▸ YOUR INSTRUCTIONS: From the records below, transcribe only the lines running from the one with "Output the component" through the one with "import React from". Keep both of those end lines.

(Web page code records)
************
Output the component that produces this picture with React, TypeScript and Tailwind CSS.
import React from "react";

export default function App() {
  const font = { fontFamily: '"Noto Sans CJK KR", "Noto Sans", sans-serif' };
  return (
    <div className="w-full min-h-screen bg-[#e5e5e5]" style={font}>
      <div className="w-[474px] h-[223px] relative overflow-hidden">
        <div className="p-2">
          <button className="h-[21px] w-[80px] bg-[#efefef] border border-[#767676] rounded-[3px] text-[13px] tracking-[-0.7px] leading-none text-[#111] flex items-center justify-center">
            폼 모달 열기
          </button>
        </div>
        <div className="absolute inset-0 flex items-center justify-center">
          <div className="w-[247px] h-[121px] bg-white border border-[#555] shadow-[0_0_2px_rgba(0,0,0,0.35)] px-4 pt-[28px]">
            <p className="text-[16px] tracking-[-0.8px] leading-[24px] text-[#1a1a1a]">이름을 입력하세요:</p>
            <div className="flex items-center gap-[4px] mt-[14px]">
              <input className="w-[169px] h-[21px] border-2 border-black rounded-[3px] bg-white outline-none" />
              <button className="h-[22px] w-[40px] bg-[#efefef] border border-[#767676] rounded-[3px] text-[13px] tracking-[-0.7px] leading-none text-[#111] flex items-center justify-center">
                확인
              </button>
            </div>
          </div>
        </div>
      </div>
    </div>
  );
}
************
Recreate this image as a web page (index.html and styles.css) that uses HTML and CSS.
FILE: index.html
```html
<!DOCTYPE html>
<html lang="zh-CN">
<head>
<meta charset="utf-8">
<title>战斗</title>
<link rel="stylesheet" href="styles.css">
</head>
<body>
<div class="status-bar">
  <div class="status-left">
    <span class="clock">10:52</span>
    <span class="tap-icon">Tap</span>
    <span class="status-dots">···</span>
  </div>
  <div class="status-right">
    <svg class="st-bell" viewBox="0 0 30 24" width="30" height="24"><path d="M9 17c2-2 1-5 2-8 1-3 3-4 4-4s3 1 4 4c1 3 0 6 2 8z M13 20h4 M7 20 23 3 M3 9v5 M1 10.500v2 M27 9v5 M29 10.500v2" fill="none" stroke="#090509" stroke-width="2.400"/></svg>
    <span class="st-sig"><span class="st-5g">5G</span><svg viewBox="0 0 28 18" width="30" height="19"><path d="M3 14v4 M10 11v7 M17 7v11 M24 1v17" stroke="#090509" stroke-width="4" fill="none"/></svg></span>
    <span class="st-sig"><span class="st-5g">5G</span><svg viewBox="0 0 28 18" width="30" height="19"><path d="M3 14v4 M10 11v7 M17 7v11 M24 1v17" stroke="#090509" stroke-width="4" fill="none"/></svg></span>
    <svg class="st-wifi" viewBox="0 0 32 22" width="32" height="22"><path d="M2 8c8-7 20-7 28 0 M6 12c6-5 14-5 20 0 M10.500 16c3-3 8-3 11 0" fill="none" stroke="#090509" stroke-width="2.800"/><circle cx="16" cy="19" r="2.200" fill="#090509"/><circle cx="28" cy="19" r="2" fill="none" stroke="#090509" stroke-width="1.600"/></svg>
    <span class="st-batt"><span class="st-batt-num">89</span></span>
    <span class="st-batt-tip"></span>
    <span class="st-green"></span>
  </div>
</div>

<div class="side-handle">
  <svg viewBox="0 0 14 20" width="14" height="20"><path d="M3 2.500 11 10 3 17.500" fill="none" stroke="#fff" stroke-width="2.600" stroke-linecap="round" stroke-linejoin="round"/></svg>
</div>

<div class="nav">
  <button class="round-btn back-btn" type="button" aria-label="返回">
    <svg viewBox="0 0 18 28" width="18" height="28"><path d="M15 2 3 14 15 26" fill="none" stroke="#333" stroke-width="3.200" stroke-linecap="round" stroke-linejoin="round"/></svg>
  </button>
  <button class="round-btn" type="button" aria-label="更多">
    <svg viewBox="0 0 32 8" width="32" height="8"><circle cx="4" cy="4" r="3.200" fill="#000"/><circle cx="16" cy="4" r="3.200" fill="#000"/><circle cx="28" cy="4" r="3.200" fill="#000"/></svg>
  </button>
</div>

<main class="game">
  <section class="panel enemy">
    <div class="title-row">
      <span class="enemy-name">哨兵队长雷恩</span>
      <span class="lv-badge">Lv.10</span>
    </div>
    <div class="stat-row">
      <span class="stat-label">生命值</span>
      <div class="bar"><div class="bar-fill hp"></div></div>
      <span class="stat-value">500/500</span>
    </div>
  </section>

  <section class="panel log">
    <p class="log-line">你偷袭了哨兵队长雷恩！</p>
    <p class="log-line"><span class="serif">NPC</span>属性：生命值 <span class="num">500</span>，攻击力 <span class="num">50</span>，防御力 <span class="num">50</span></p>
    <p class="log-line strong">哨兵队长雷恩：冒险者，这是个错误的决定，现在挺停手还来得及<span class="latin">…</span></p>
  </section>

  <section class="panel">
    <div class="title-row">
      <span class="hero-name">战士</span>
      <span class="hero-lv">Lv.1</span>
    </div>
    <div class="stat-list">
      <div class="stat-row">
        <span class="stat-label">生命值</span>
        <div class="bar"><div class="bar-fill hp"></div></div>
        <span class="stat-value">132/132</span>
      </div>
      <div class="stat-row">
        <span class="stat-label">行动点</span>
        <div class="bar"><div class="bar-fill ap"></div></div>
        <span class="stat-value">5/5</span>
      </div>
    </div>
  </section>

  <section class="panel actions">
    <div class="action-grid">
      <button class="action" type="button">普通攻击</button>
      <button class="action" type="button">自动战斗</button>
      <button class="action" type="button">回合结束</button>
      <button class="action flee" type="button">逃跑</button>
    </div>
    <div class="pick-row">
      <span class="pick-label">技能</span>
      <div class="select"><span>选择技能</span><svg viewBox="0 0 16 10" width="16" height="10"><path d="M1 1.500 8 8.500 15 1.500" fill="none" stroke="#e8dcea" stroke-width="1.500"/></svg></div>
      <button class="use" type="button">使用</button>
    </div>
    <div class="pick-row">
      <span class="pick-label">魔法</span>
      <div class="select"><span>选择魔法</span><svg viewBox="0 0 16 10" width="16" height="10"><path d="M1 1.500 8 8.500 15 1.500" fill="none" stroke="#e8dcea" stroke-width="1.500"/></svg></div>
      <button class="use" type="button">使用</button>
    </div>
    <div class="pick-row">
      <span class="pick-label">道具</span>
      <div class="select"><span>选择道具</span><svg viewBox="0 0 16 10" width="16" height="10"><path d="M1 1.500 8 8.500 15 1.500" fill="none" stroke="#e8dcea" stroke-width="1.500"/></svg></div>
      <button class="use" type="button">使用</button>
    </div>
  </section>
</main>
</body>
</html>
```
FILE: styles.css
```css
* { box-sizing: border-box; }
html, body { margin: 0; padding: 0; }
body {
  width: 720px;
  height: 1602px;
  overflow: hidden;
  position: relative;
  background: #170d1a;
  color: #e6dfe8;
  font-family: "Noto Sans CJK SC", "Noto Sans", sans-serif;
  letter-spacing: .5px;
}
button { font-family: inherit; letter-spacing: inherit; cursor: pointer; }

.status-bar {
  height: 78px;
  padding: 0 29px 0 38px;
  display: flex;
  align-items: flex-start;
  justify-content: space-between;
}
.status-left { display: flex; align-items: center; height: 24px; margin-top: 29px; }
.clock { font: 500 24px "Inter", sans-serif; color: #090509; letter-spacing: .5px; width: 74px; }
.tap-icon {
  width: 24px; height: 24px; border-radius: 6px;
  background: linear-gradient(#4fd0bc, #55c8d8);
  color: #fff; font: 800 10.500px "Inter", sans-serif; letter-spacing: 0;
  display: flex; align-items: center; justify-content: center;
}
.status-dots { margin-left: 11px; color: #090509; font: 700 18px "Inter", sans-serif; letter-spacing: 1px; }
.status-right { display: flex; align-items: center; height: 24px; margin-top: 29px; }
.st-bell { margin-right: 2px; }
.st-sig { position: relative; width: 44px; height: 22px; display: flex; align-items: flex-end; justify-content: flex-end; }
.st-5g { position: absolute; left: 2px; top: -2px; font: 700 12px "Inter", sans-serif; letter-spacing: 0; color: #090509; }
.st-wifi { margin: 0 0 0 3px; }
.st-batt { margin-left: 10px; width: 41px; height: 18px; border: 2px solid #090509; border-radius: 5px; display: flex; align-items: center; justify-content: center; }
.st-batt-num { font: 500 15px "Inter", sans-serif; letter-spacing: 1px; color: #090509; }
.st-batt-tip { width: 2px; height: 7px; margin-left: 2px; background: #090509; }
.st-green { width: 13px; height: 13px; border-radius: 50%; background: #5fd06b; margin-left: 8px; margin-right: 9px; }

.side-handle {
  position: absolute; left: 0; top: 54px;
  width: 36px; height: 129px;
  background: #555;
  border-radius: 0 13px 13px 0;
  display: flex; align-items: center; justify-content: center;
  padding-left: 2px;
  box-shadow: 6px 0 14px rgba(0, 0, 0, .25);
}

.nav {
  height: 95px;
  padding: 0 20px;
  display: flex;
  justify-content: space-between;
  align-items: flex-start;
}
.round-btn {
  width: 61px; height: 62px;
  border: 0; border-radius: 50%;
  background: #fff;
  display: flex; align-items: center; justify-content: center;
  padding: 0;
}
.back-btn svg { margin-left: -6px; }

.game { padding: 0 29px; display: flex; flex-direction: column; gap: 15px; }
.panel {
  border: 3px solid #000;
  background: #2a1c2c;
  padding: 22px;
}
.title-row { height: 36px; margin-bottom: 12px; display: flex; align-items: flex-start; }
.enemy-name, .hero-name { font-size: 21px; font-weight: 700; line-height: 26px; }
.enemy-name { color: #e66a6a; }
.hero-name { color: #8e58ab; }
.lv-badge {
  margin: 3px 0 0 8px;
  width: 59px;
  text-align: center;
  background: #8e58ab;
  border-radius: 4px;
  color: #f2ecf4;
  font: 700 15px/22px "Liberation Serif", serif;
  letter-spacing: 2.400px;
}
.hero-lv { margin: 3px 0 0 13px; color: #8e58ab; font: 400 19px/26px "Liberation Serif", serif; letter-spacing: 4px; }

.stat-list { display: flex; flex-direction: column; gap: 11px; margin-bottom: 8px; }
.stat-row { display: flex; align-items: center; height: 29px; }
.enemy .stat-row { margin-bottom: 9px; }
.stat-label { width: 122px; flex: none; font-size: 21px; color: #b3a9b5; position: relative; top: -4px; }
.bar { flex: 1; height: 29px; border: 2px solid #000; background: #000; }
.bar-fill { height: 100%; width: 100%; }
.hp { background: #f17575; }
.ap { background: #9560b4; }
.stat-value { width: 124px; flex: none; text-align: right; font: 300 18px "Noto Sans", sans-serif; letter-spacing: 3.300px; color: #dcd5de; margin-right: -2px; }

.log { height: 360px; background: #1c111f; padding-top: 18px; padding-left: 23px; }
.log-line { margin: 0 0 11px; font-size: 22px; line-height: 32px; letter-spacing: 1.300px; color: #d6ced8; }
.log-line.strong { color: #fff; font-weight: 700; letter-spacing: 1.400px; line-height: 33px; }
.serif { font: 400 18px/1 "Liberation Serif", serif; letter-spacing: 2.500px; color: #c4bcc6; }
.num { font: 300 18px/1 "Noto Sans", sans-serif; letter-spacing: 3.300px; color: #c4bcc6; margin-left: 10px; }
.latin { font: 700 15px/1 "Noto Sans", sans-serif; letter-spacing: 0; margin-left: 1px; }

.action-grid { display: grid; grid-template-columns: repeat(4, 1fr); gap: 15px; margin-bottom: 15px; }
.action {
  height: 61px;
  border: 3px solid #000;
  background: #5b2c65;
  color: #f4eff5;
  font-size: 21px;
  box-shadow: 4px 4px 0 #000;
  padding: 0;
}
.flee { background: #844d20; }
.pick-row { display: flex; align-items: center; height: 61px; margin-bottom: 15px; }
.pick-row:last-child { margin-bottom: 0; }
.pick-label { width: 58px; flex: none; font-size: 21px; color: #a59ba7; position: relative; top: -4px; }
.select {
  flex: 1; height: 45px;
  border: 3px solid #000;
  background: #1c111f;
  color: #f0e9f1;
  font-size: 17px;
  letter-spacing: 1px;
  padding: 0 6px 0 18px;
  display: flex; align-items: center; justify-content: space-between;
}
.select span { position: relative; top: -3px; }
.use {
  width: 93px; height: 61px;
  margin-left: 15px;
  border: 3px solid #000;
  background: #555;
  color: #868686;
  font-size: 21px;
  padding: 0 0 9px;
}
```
************
▸ RESULT OF THIS EXERCISE:
Output the component that produces this picture with React, TypeScript and Tailwind CSS.
import React from "react";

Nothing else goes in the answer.